The cure, then, is to reattach the fallen spark to its origin. “Judgments can only be sweetened at their source,” goes the kabbalistic dictum. It’s up to Torah to guide us to find that origin and provide us a means to affect the reunion. The Baal Shem Tov found that connection in joy: Find the beauty within the ugliness, the spark of light behind the darkness, the beneficent Creator’s deeper intent behind whatever circumstance is disturbing you, and celebrate it. The celebration itself redeems the divine spark and carries it up to its origin. Reconnected, the evil is sweetened and transformed.
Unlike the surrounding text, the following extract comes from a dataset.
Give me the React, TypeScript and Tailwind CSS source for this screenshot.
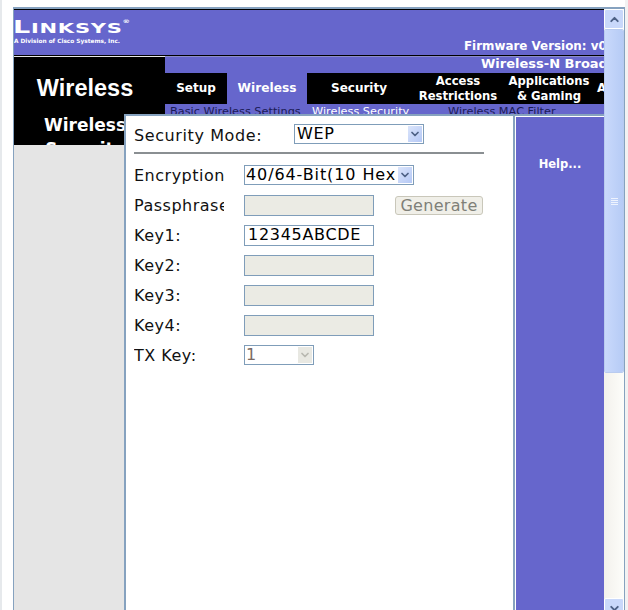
import { ChevronDown, ChevronUp } from 'lucide-react'

const sans = 'font-["DejaVu_Sans",sans-serif]'

function ArrowButton({ disabled }: { disabled?: boolean }) {
  return (
    <span
      className={`absolute right-px top-px bottom-px w-[16px] flex items-center justify-center rounded-[1px] border border-white pointer-events-none ${
        disabled ? 'bg-[#e8e8e2] text-[#b8b8b0]' : 'bg-gradient-to-br from-[#dbe5fb] to-[#b5c8f5] text-[#4d6185]'
      }`}
    >
      <ChevronDown size={12} strokeWidth={3.5} />
    </span>
  )
}

function Row({ label, children }: { label: string; children: React.ReactNode }) {
  return (
    <div className="flex items-center h-[30px]">
      <span className="w-[90px] mr-[20px] overflow-hidden whitespace-nowrap text-[16px] tracking-[0.5px] text-[#111]">{label}</span>
      <div className="flex items-center mb-[2px]">{children}</div>
    </div>
  )
}

function KeyInput({ value }: { value?: string }) {
  return (
    <input
      readOnly
      disabled={!value}
      value={value ?? ''}
      className="w-[130px] h-[21px] border border-[#7f9db9] px-[3px] text-[16px] tracking-[0.7px] text-black bg-white disabled:bg-[#ebebe4] outline-none"
    />
  )
}

function Tab({ children, active, className }: { children: React.ReactNode; active?: boolean; className: string }) {
  return (
    <div
      className={`shrink-0 flex items-center justify-center text-center text-white font-bold leading-[15px] ${
        active ? 'bg-[#6666cc]' : 'bg-black'
      } ${className}`}
    >
      {children}
    </div>
  )
}

export default function App() {
  return (
    <div className={`w-[628px] h-[610px] bg-white overflow-hidden pl-[11px] pt-[7px] border-l-2 border-[#e6e9ec] border-r-[3px] border-r-[#f2f2f2] ${sans}`}>
      <div className="h-[620px] w-[612px] flex border-l border-t-2 border-r-2 border-[#86a2bf] relative">
        {/* page */}
        <div className="w-[590px] shrink-0 h-full overflow-hidden flex flex-col bg-[#e5e5e5]">
          {/* header */}
          <div className="h-[47px] shrink-0 bg-[#6666cc] border-t border-b border-black relative text-white">
            <div className="absolute -left-px top-[8px] flex items-baseline font-bold leading-none tracking-[0.5px] scale-x-[1.5] origin-left">
              <span className="text-[18px]">L</span>
              <span className="text-[14px]">INKSYS</span>
              <span className="text-[5px] self-start mt-[1px]">®</span>
            </div>
            <div className="absolute left-0 top-[29px] text-[5.8px] font-bold leading-none whitespace-nowrap">
              A Division of Cisco Systems, Inc.
            </div>
            <div className="absolute left-[450px] top-[31px] text-[11.9px] font-bold leading-none whitespace-nowrap">
              Firmware Version: v0.93.9
            </div>
          </div>
          {/* nav */}
          <div className="h-[90px] shrink-0 flex">
            <div className="w-[151px] shrink-0 h-[88px] mt-px bg-black text-white font-bold text-center overflow-hidden pr-[9px]">
              <div className="font-['Liberation_Sans',sans-serif] text-[23.5px] leading-[26px] mt-[18px]">Wireless</div>
              <div className="text-[17px] leading-[24px] mt-[12px]">
                Wireless
                <br />
                Security
              </div>
            </div>
            <div className="flex-1 min-w-0 flex flex-col overflow-hidden border-t border-[#8d8dc9] bg-[#6666cc]">
              <div className="h-[16px] shrink-0 pl-[316px] text-white font-bold text-[13px] leading-[14px] whitespace-nowrap">
                Wireless-N Broadband Router
              </div>
              <div className="h-[31px] shrink-0 flex bg-black">
                <Tab className="w-[62px] text-[12px]">Setup</Tab>
                <Tab active className="w-[80px] text-[12.2px]">Wireless</Tab>
                <Tab className="w-[104px] text-[12px]">Security</Tab>
                <Tab className="w-[94px] text-[11.6px]">Access<br />Restrictions</Tab>
                <Tab className="w-[88px] text-[11.6px]">Applications<br />&amp; Gaming</Tab>
                <Tab className="w-[100px] !justify-start pl-[4px] text-[12px]">Administration</Tab>
              </div>
              <div className="h-[11px] shrink-0 relative overflow-hidden text-[11.3px] leading-[14px] whitespace-nowrap">
                <span className="absolute left-[5px] top-px text-[#1a1a55]">Basic Wireless Settings</span>
                <span className="absolute left-[147px] top-px text-white">Wireless Security</span>
                <span className="absolute left-[283px] top-px text-[#1a1a55]">Wireless MAC Filter</span>
              </div>
            </div>
          </div>
          <div className="flex-1" />
        </div>

        {/* dialog over the page */}
        <div className="absolute left-[110px] top-[105px] w-[480px] h-[515px] flex bg-white border-l-2 border-t-2 border-[#86a2bf]">
          <div className="w-[387px] shrink-0 pl-[8px] pr-[29px] pt-[5px]">
            <div className="flex items-center h-[30px]">
              <span className="w-[160px] text-[16px] tracking-[0.6px] text-[#111] whitespace-nowrap">Security Mode:</span>
              <div className="relative mb-[4px]">
                <select
                  defaultValue="WEP"
                  className="appearance-none w-[130px] h-[20px] block border border-[#7f9db9] bg-white pl-[2px] text-[16px] tracking-[0.7px] leading-[18px] text-black outline-none"
                >
                  <option>WEP</option>
                </select>
                <ArrowButton />
              </div>
            </div>
            <div className="h-[2px] bg-[#8a8f92] mt-px mb-[7px]" />
            <Row label="Encryption">
              <div className="relative">
                <select className="appearance-none w-[170px] h-[20px] block border border-[#7f9db9] bg-white pl-[1px] pr-[18px] text-[16px] tracking-[0.9px] leading-[18px] text-black outline-none overflow-hidden whitespace-nowrap">
                  <option>40/64-Bit(10 Hex digits)</option>
                </select>
                <ArrowButton />
              </div>
            </Row>
            <Row label="Passphrase">
              <KeyInput />
              <button
                disabled
                className="ml-[21px] w-[88px] h-[19px] pt-[2px] flex items-center justify-center border border-[#c9c7ba] rounded-[3px] bg-[#f0efe8] text-[16px] text-[#7f8078] tracking-[0.3px]"
              >
                Generate
              </button>
            </Row>
            <Row label="Key1:">
              <KeyInput value="12345ABCDE" />
            </Row>
            <Row label="Key2:">
              <KeyInput />
            </Row>
            <Row label="Key3:">
              <KeyInput />
            </Row>
            <Row label="Key4:">
              <KeyInput />
            </Row>
            <Row label="TX Key:">
              <div className="relative">
                <select
                  disabled
                  className="appearance-none w-[70px] h-[20px] block border border-[#7f9db9] bg-white pl-[1px] text-[16px] leading-[18px] text-[#7a6a62] outline-none opacity-100"
                >
                  <option>1</option>
                </select>
                <ArrowButton disabled />
              </div>
            </Row>
          </div>
          <div className="flex-1 border-l-2 border-[#86a2bf]">
            <div className="h-full border-l border-t border-white bg-[#6666cc] text-white font-bold text-[11.5px] text-center pt-[39px]">
              Help...
            </div>
          </div>
        </div>

        {/* scrollbar */}
        <div className="w-[20px] shrink-0 h-full flex flex-col bg-gradient-to-r from-[#f3f1ec] to-[#fdfdfa]">
          <div className="h-[20px] shrink-0 flex items-center justify-center rounded-[2px] border border-white bg-[#c9d8fa] text-[#4d6185]">
            <ChevronUp size={13} strokeWidth={3.5} />
          </div>
          <div className="h-[344px] shrink-0 rounded-[2px] border border-white outline outline-1 -outline-offset-1 outline-[#b9cbef] bg-gradient-to-r from-[#c9d9fb] to-[#b6cbf6] flex items-center justify-center">
            <div className="w-[7px] flex flex-col gap-px">
              <div className="h-px bg-[#eef3fe]" />
              <div className="h-px bg-[#eef3fe]" />
              <div className="h-px bg-[#eef3fe]" />
              <div className="h-px bg-[#eef3fe]" />
            </div>
          </div>
          <div className="h-[225px] shrink-0" />
          <div className="h-[20px] shrink-0 flex items-center justify-center rounded-[2px] border border-white bg-[#c9d8fa] text-[#4d6185]">
            <ChevronDown size={13} strokeWidth={3.5} />
          </div>
        </div>
      </div>
    </div>
  )
}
In truth, the Zohar says it all:

Come and see: The Lower World is always ready to receive, and is called a precious stone. The Upper World only gives it according to the state of the Lower World. If it is of glowing countenance from below, in the same manner it is shined upon from above; but if it gloats in sadness, it is given judgment in return. Similarly, it is written, “Serve G‑d with joy!”—because human joy draws another supernal joy. Thus, just as the Lower World is crowned, so it draws from above.7

The joy of Chasidim, then, is not a naive joy, nor the dizzy, unbridled enthusiasm of a crazed fanatic. It is joy with a purpose—because we see what is broken, therefore we search for the key to heal it. And the twist of that key is the sincere joy within our hearts.

In a famous letter to his brother-in-law, the Baal Shem Tov writes of his ascendance to the highest of all supernal realms, the chamber of the Messiah. He asks, “Master, when will you arrive?” The answer: “When your wellsprings will spread to the outside, and the common people will make yichudim as you do.”

In our joy and celebration, we are achieving that destiny.